Former Newport County apprentice Richard Hamer is hoping for a good result from his latest business venture in South Wales.

The Newport haulage firm boss, universally known by his nickname Rioch after the former Aston Villa and Derby County player Bruce, has opened a gastro pub in his home town.

Richard has ploughed what he says is a ‘substantial amount of money’ into transforming the former Rock and Fountain Pub and Riverside Restaurant, at Woodfieldside, Blackwood, into Bistro 8.

Richard, who represented Wales at junior level and played alongside County greats John Aldridge and Tommy Tynan, has taken out a lease on the building.

He said: “The name of the new place is because of three coincidences. My daughter Lisa was both on the eighth, this is the eighth pub I have opened and I played at number eight for Wales at junior level in my first appearance which was against Northern Ireland.

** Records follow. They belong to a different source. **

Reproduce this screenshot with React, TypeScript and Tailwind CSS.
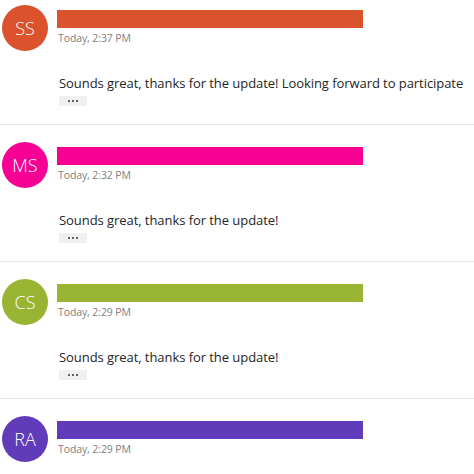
import React from "react";

interface Post {
  initials: string;
  color: string;
  time: string;
  text?: string;
}

const posts: Post[] = [
  {
    initials: "SS",
    color: "bg-[#da532c]",
    time: "Today, 2:37 PM",
    text: "Sounds great, thanks for the update! Looking forward to participate",
  },
  {
    initials: "MS",
    color: "bg-[#f70094]",
    time: "Today, 2:32 PM",
    text: "Sounds great, thanks for the update!",
  },
  {
    initials: "CS",
    color: "bg-[#99b433]",
    time: "Today, 2:29 PM",
    text: "Sounds great, thanks for the update!",
  },
  {
    initials: "RA",
    color: "bg-[#603cba]",
    time: "Today, 2:29 PM",
  },
];

const MoreButton = () => (
  <div className="mt-[4px] flex h-[10px] w-[28px] items-center justify-center gap-[2px] bg-[#f0f0f0]">
    <span className="h-[2px] w-[2px] rounded-full bg-[#333]" />
    <span className="h-[2px] w-[2px] rounded-full bg-[#333]" />
    <span className="h-[2px] w-[2px] rounded-full bg-[#333]" />
  </div>
);

const PostRow = ({ post, first }: { post: Post; first: boolean }) => (
  <div
    className={
      first
        ? "flex border-b border-[#e8e8e8] pl-[2px] pt-[5px] pb-[18px]"
        : "flex border-b border-[#e8e8e8] pl-[2px] pt-[17px] pb-[18px]"
    }
  >
    <div
      className={`flex h-[46px] w-[46px] shrink-0 items-center justify-center rounded-full text-[18px] font-light text-white ${post.color}`}
    >
      {post.initials}
    </div>
    <div className="ml-[9px] flex flex-col pt-[5px]">
      <div className={`h-[18px] w-[306px] ${post.color}`} />
      <div className="mt-[3px] pl-[1px] text-[10.5px] leading-[14px] tracking-[-0.1px] text-[#808080]">
        {post.time}
      </div>
      {post.text && (
        <div className="pl-[2px]">
          <div className="mt-[29px] whitespace-nowrap text-[13px] leading-[18px] tracking-[-0.06px] text-[#252525]">
            {post.text}
          </div>
          <MoreButton />
        </div>
      )}
    </div>
  </div>
);

export default function App() {
  return (
    <div
      className="h-[474px] w-[474px] overflow-hidden bg-white"
      style={{ fontFamily: '"Open Sans", "Noto Sans", sans-serif' }}
    >
      {posts.map((p, i) => (
        <PostRow key={i} post={p} first={i === 0} />
      ))}
    </div>
  );
}
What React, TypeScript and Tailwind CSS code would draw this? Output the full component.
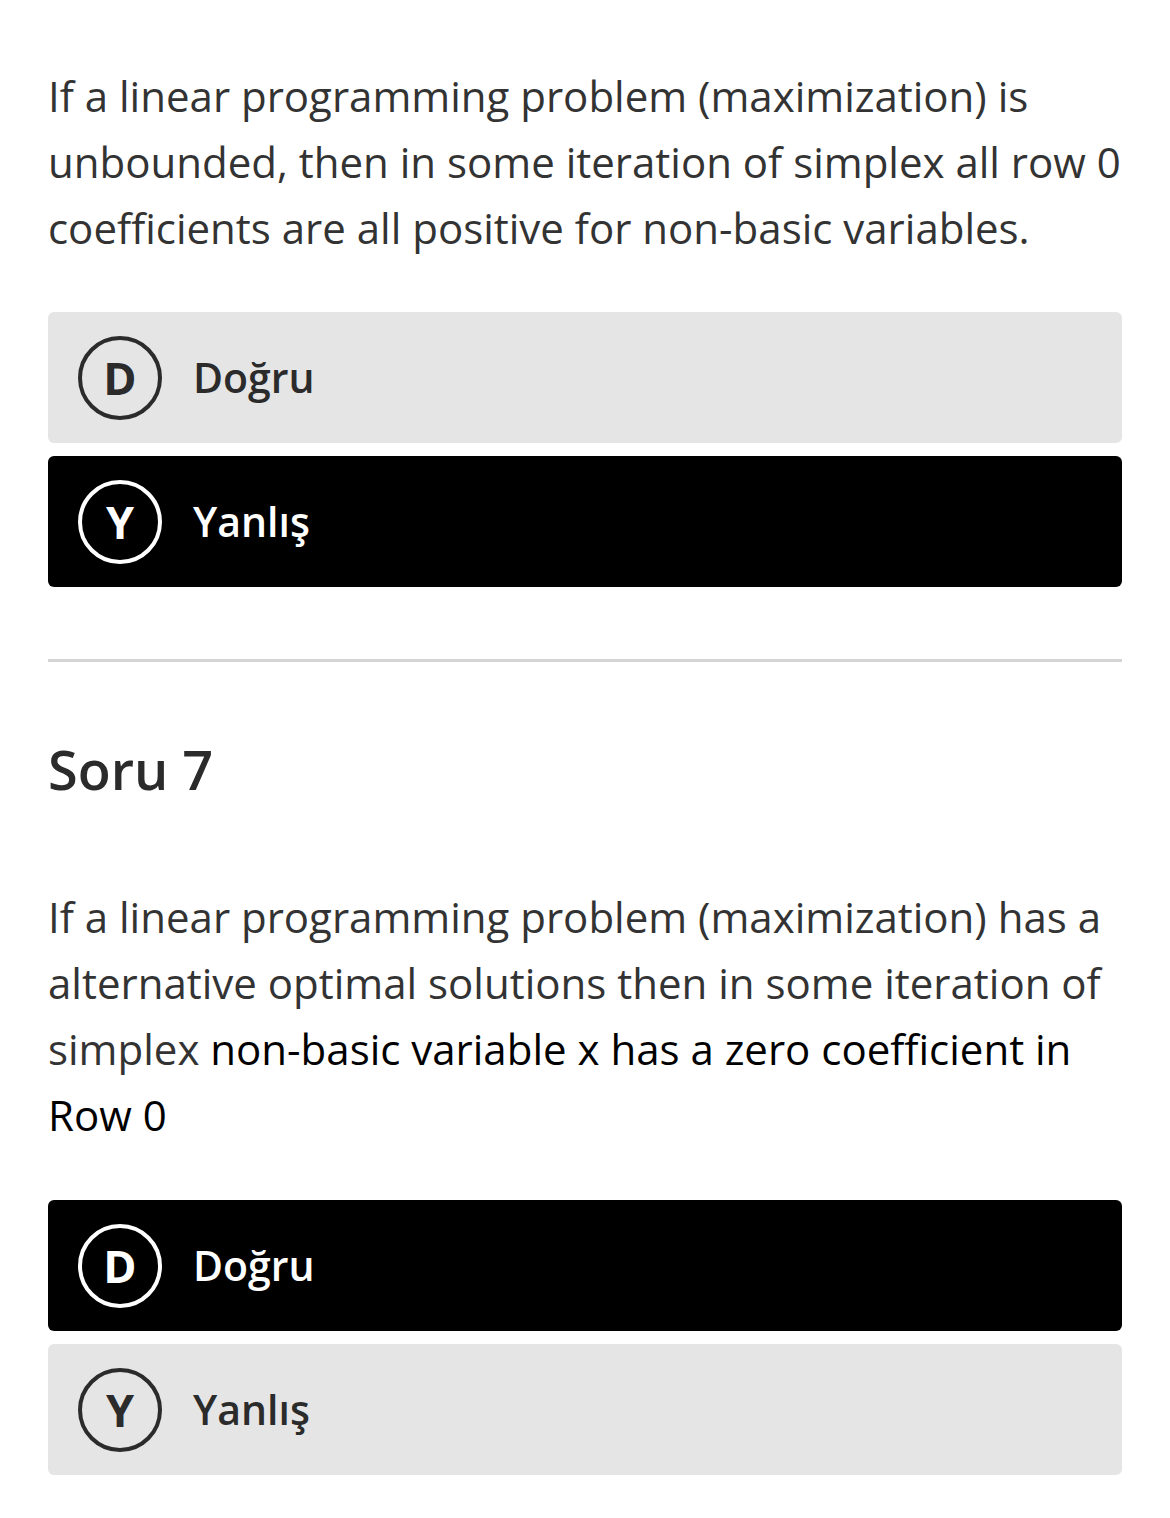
import React from "react";

type Opt = { letter: string; label: string; selected?: boolean };

function Option({ letter, label, selected }: Opt) {
  return (
    <div
      className={
        "flex h-[131px] items-center rounded-[6px] px-[30px] " +
        (selected ? "bg-black text-white" : "bg-[#e5e5e5] text-[#2b2b2b]")
      }
    >
      <div
        className={
          "flex h-[84px] w-[84px] items-center justify-center rounded-full border-[4px] text-[45px] font-bold leading-none " +
          (selected ? "border-white" : "border-[#2b2b2b]")
        }
      >
        {letter}
      </div>
      <span className="ml-[31px] text-[41px] font-semibold">{label}</span>
    </div>
  );
}

export default function App() {
  return (
    <div
      className="min-h-[1518px] bg-white px-[48px] pt-[63px] text-[#333]"
      style={{ fontFamily: '"Open Sans", "Noto Sans", sans-serif' }}
    >
      <p className="text-[42px] leading-[66px]">
        If a linear programming problem (maximization) is unbounded, then in
        some iteration of simplex all row 0 coefficients are all positive for
        non-basic variables.
      </p>

      <div className="mt-[51px] flex flex-col gap-[13px]">
        <Option letter="D" label="Doğru" />
        <Option letter="Y" label="Yanlış" selected />
      </div>

      <hr className="mt-[72px] border-t-[3px] border-[#d4d4d4]" />

      <h2 className="mt-[80px] text-[54px] font-semibold leading-none text-[#2b2b2b]">
        Soru 7
      </h2>

      <p className="mt-[88px] text-[42px] leading-[66px]">
        If a linear programming problem (maximization) has a alternative
        optimal solutions then in some iteration of simplex{" "}
        <span className="text-black">
          non-basic variable x has a zero coefficient in Row 0
        </span>
      </p>

      <div className="mt-[52px] flex flex-col gap-[13px]">
        <Option letter="D" label="Doğru" selected />
        <Option letter="Y" label="Yanlış" />
      </div>
    </div>
  );
}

“I live locally so I’ve known the pub all my life. In fact it was the first pub that I had a drink in, illegally mind, when I was sixteen.”

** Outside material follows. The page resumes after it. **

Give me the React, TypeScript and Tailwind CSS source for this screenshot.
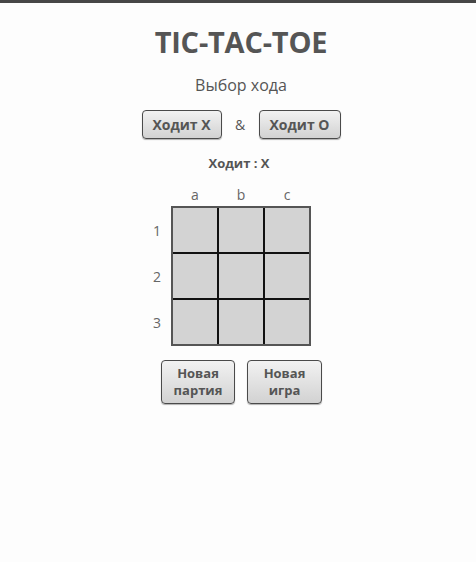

The pub, which had been closed since last year before Richard took it on, now has a mixed Welsh and Spanish theme restaurant as the manager Sami and his wife Mari, the chef, are from Spain.

Richard, who owns Richard Hamer Transport, Newport, formerly owned seven pubs in the south east of England and is now returning to the trade after a 20 year gap.

The gastro pub is on two floors with space for sixty diners on the first floor with drinkers accommodated on the ground floor which is furnished with Chesterfield settees and comfortable chairs. A new internal oak staircase now links the ground and first floors replacing the former external metal steps up to what was previously the Riverside Restaurant.

Car parking for forty vehicles is opposite the building on St David’s Road.

Local man Haydn Thomas, of letting agents Hutchings & Thomas Chartered Surveyors, said: “The Rock and Fountain was a prominent and highly regarded pub for very many years. Rioch has done a wonderful job in renovating the place and transforming it in to a modern, food lead gastro pub which is proving an instant success with locals particularly at the weekend.”

Dating back at least two hundred years, the road and riverside restaurant now occupies the building that was originally a toll house for the bridge that crosses the neighbouring Sirhowy River.